Cameroon has bowed to pressure from truckers and is dismantling illegal roadblocks and check points from the country's port city of Douala to the Chadian capital of N’Djamena. For more than a week, truckers refused to drive the route because of extortion at the checkpoints. Drivers have resumed full activity now that officials are listening to their complaints.
Cameroonian truck driver Ngaibai Bassirou drives his semi-trailer carrying building material out of the Ngaoundere truck stop in northern Cameroon on his way to the Chadian capital.
Ngaibai said after grounding his truck for 10 days he and 90 other truck drivers decided to resume deliveries because authorities in Cameroon are dismantling some of the illegal check points that extort money from him and his peers.
He said what made them very angry and stop transporting only basic goods like food and medication to Ndjamena was that they were spending up to $500 to pay their way through the many Illegal check points between Douala and Ndjamena and a similar amount on their way back.
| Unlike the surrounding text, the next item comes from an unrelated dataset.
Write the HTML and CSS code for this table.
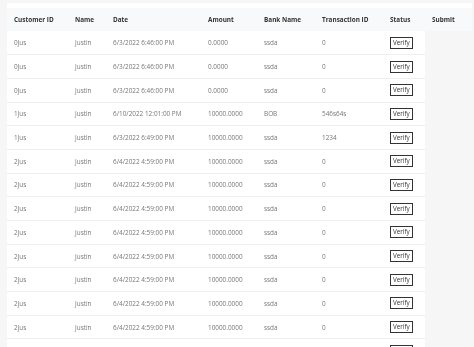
FILE: index.html
```html
<!DOCTYPE html>
<html lang="en">
<head>
    <meta charset="UTF-8">
    <title>Transactions</title>
    <link rel="stylesheet" href="styles.css">
</head>
<body>
    <div class="panel">
        <table class="txn-table">
            <thead>
                <tr>
                    <th class="col-cust">Customer ID</th>
                    <th class="col-name">Name</th>
                    <th class="col-date">Date</th>
                    <th class="col-amount">Amount</th>
                    <th class="col-bank">Bank Name</th>
                    <th class="col-txn">Transaction ID</th>
                    <th class="col-status">Status</th>
                    <th class="col-submit">Submit</th>
                </tr>
            </thead>
            <tbody>
                <tr><td>0Jus</td><td>Justin</td><td>6/3/2022 6:46:00 PM</td><td>0.0000</td><td>ssda</td><td>0</td><td><button class="verify">Verify</button></td></tr>
                <tr><td>0Jus</td><td>Justin</td><td>6/3/2022 6:46:00 PM</td><td>0.0000</td><td>ssda</td><td>0</td><td><button class="verify">Verify</button></td></tr>
                <tr><td>0Jus</td><td>Justin</td><td>6/3/2022 6:46:00 PM</td><td>0.0000</td><td>ssda</td><td>0</td><td><button class="verify">Verify</button></td></tr>
                <tr><td>1Jus</td><td>Justin</td><td>6/10/2022 12:01:00 PM</td><td>10000.0000</td><td>BOB</td><td>546s64s</td><td><button class="verify">Verify</button></td></tr>
                <tr><td>1Jus</td><td>Justin</td><td>6/3/2022 6:49:00 PM</td><td>10000.0000</td><td>ssda</td><td>1234</td><td><button class="verify">Verify</button></td></tr>
                <tr><td>2Jus</td><td>Justin</td><td>6/4/2022 4:59:00 PM</td><td>10000.0000</td><td>ssda</td><td>0</td><td><button class="verify">Verify</button></td></tr>
                <tr><td>2Jus</td><td>Justin</td><td>6/4/2022 4:59:00 PM</td><td>10000.0000</td><td>ssda</td><td>0</td><td><button class="verify">Verify</button></td></tr>
                <tr><td>2Jus</td><td>Justin</td><td>6/4/2022 4:59:00 PM</td><td>10000.0000</td><td>ssda</td><td>0</td><td><button class="verify">Verify</button></td></tr>
                <tr><td>2Jus</td><td>Justin</td><td>6/4/2022 4:59:00 PM</td><td>10000.0000</td><td>ssda</td><td>0</td><td><button class="verify">Verify</button></td></tr>
                <tr><td>2Jus</td><td>Justin</td><td>6/4/2022 4:59:00 PM</td><td>10000.0000</td><td>ssda</td><td>0</td><td><button class="verify">Verify</button></td></tr>
                <tr><td>2Jus</td><td>Justin</td><td>6/4/2022 4:59:00 PM</td><td>10000.0000</td><td>ssda</td><td>0</td><td><button class="verify">Verify</button></td></tr>
                <tr><td>2Jus</td><td>Justin</td><td>6/4/2022 4:59:00 PM</td><td>10000.0000</td><td>ssda</td><td>0</td><td><button class="verify">Verify</button></td></tr>
                <tr><td>2Jus</td><td>Justin</td><td>6/4/2022 4:59:00 PM</td><td>10000.0000</td><td>ssda</td><td>0</td><td><button class="verify">Verify</button></td></tr>
                <tr><td>2Jus</td><td>Justin</td><td>6/4/2022 4:59:00 PM</td><td>10000.0000</td><td>ssda</td><td>0</td><td><button class="verify">Verify</button></td></tr>
                <tr><td>2Jus</td><td>Justin</td><td>6/4/2022 4:59:00 PM</td><td>10000.0000</td><td>ssda</td><td>0</td><td><button class="verify">Verify</button></td></tr>
            </tbody>
        </table>
    </div>
</body>
</html>
```

FILE: styles.css
```css
body {
    margin: 0;
    padding: 0;
    background-color: #f6f6f6;
    font-family: "Open Sans", "Noto Sans", sans-serif;
    color: #777;
    overflow: hidden;
}

.panel {
    margin: 3px 2px 0 7px;
    padding-top: 5px;
    background-color: #fff;
    will-change: transform;
}

.txn-table {
    width: 100%;
    border-collapse: collapse;
    table-layout: fixed;
    background-color: #f6f6f6;
    font-size: 6.4px;
}

.txn-table th,
.txn-table td {
    box-sizing: border-box;
    padding: 0 0 0 7px;
    text-align: left;
    white-space: nowrap;
}

.txn-table th {
    height: 23px;
    font-weight: 700;
    color: #333;
    background-color: #f8f9fa;
}

.txn-table td {
    height: 23.7px;
    background-color: #fff;
    border-bottom: 1px solid #eee;
}

/* 列宽 */
.col-cust { width: 61px; }
.col-name { width: 38px; }
.col-date { width: 95px; }
.col-amount { width: 56px; }
.col-bank { width: 58px; }
.col-txn { width: 68px; }
.col-status { width: 42px; }

.verify {
    font-family: inherit;
    font-size: 6.3px;
    color: #333;
    background-color: #fff;
    border: 1.5px solid #333;
    border-radius: 0;
    padding: 1px 2px;
    line-height: 8px;
}
```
Bassirou said truckers were surprised that after complaining to the government several times last year, the number of check points increased, and the money collected from truckers skyrocketed.
The truckers began their protest on January 2.
Aashir Issa, vice president of Chad's National Trade Union of Truck Drivers, said Cameroon should not only dismantle the illegal check posts but should also make sure people who create such posts are punished.
He said the government should make sure the police, gendarmes and customs officers who mounted the illegal check points answer charges in courts of law. He said the dismantling of 15 unauthorized control posts in a distance of 70 kilometers within 12 hours indicates how truck drivers were severely exploited and that they are ready to indicate to the governor so many other illegal check points where transporters are harassed to give money without receipts.
Kildadi Tagueke Boukar, governor of Cameroon’s Adamawa region, where Ngaoundere is found, supervised the clearing of the check points. He said some of them were created by Cameroon security services for what they described as strategic reasons, but that such reasons cannot undermine a decision taken by Cameroon and Chad to regulate transport between the two countries.
In January of last year, Chad and the Central African Republic dispatched senior customs officials to Cameroon to look into the problem of the illegal checkpoints.
Chad and C.A.R. businesses threatened to start importing and exporting goods through Cotonou in Benin, although Douala is the nearest ocean gateway for the landlocked countries.
In March 2019, the transport ministers of Cameroon and Chad signed an agreement recognizing only one security check point on the road between Douala and Ndjamena.
Cameroon’s ministry of transport said it has reduced the number of check points along the road by 75 percent, and officials have promised to dismantle the rest.